● Aim
Report the total number of lines that include the string "this", without any other text.

● Records for the task
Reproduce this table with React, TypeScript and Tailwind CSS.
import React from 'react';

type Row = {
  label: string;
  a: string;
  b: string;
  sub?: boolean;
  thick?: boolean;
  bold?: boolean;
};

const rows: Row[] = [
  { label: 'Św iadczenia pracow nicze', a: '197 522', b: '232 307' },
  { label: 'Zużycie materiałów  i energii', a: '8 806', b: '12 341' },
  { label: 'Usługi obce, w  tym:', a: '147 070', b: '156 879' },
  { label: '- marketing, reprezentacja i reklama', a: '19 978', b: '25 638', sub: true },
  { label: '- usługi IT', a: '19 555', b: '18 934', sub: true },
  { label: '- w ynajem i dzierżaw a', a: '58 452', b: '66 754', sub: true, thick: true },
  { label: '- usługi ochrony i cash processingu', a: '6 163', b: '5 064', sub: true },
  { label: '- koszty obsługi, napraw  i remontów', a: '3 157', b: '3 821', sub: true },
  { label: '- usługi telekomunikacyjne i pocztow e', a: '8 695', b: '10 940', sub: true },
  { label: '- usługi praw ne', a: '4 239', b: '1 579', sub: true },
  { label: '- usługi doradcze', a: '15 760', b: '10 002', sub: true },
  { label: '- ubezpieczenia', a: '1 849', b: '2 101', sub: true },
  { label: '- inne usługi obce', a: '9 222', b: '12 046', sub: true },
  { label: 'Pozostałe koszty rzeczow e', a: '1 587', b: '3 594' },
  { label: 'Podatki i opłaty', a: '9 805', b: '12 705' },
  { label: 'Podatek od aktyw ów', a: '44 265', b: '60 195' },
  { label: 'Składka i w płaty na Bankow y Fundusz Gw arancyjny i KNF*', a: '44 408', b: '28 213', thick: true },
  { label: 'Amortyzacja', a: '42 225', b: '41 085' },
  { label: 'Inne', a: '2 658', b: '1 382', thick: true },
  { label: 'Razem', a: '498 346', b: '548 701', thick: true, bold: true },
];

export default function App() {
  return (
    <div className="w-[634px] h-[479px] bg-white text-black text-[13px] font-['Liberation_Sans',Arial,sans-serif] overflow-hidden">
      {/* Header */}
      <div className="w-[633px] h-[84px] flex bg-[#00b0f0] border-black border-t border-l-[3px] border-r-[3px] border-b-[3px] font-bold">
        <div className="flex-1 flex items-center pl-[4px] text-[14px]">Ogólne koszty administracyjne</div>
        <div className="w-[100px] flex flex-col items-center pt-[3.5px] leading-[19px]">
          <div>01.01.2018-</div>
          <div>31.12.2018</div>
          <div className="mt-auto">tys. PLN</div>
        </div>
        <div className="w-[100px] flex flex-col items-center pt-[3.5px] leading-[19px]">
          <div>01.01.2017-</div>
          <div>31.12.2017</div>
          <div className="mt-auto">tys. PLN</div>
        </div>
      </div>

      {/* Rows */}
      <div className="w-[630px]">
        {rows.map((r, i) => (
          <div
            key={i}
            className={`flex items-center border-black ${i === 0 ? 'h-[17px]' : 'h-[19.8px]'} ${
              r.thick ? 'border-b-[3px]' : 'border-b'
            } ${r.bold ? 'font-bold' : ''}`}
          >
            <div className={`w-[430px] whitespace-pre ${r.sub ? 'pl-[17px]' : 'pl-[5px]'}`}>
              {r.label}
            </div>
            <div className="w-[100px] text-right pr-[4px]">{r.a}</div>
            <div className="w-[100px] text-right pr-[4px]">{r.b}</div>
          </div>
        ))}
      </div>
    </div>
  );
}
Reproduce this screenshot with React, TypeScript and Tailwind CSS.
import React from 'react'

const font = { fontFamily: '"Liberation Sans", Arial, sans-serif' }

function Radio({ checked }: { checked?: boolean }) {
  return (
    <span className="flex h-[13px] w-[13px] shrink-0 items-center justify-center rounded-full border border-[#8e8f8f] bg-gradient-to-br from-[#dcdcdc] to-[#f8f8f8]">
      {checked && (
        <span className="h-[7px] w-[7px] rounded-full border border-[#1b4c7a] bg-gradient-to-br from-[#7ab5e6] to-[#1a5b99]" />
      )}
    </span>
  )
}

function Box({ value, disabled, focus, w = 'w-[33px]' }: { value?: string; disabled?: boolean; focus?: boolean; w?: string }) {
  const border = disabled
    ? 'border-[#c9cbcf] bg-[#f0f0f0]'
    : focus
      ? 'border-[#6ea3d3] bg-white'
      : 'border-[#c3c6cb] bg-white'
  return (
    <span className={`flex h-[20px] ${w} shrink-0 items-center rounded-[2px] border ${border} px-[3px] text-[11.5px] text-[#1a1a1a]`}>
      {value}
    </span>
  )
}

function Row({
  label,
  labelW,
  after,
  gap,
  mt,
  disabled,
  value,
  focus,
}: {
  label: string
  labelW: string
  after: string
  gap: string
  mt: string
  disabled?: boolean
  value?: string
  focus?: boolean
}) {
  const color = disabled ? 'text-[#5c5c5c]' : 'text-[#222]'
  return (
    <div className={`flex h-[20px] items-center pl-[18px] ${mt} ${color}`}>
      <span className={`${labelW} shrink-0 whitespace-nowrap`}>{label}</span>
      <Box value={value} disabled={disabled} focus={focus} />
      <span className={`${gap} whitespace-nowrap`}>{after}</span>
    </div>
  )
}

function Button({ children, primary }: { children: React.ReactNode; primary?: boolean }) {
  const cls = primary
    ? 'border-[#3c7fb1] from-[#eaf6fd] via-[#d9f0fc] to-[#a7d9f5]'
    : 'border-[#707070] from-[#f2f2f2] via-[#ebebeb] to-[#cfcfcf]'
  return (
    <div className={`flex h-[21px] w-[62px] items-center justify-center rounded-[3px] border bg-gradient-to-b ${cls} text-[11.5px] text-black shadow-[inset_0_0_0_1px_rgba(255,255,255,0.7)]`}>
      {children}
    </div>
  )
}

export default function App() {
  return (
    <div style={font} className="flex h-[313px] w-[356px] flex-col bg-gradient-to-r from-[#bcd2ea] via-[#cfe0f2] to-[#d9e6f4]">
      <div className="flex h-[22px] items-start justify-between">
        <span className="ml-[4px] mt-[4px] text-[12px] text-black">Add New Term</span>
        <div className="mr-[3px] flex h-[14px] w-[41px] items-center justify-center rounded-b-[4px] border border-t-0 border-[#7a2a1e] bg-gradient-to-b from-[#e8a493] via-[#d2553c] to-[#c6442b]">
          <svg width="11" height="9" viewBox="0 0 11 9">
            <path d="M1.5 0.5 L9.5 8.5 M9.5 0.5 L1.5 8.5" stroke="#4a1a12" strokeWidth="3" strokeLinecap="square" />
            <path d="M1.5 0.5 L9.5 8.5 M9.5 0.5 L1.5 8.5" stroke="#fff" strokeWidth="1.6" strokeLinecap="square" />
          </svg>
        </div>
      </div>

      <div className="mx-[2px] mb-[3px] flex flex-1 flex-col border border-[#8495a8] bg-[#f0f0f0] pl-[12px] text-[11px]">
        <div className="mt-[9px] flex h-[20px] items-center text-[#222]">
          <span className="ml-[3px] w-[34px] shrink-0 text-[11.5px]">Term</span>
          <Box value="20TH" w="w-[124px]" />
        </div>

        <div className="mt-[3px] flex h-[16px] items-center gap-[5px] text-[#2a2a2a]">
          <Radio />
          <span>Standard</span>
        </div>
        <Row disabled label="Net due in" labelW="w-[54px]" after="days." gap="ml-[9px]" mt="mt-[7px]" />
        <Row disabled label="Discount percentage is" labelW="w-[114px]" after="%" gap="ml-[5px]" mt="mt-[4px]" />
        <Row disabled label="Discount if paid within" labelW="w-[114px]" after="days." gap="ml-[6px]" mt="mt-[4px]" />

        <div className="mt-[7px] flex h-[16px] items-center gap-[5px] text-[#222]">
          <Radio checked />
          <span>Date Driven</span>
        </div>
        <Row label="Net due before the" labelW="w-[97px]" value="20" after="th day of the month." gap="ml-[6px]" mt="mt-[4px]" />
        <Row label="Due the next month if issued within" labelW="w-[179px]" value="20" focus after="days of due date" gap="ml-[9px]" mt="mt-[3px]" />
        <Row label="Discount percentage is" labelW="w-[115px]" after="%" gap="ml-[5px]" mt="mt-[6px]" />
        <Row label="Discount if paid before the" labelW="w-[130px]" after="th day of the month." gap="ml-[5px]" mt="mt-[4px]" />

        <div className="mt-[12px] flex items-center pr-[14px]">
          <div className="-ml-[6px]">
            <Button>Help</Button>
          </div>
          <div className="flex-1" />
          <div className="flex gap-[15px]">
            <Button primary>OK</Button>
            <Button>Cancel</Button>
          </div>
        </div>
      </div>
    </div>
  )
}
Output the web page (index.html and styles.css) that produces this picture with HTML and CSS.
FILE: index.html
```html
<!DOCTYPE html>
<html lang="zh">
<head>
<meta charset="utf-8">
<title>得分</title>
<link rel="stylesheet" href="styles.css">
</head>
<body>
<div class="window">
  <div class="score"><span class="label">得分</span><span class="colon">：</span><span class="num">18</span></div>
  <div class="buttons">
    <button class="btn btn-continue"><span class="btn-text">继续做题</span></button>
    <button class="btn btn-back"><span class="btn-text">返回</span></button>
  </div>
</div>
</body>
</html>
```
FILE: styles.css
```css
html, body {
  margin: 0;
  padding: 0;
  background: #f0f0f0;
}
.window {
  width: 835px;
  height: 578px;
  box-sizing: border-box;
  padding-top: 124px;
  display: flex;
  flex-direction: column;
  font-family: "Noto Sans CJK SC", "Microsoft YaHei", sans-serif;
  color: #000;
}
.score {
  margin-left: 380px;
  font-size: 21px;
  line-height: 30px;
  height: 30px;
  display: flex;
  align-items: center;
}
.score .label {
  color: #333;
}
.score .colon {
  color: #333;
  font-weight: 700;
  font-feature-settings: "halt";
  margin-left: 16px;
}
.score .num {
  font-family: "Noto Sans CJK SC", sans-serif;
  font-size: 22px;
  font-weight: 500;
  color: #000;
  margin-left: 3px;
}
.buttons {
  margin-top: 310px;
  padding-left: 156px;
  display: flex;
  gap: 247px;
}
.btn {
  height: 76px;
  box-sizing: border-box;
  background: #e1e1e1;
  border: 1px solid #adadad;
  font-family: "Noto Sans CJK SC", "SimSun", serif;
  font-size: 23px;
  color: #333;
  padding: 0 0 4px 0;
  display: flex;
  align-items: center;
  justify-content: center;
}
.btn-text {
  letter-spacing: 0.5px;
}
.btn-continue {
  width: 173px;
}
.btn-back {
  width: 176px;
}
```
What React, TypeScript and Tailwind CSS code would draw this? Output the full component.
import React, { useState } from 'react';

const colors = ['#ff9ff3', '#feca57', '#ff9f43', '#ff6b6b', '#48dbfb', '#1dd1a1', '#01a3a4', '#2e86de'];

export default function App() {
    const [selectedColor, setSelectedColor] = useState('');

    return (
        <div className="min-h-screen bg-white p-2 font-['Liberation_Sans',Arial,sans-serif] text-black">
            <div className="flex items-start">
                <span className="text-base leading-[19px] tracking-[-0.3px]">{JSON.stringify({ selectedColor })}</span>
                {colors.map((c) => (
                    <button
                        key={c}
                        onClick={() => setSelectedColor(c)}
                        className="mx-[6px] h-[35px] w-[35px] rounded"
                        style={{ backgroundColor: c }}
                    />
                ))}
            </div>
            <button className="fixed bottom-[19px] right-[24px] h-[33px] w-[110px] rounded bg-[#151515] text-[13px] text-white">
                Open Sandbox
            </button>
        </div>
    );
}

● Response below
4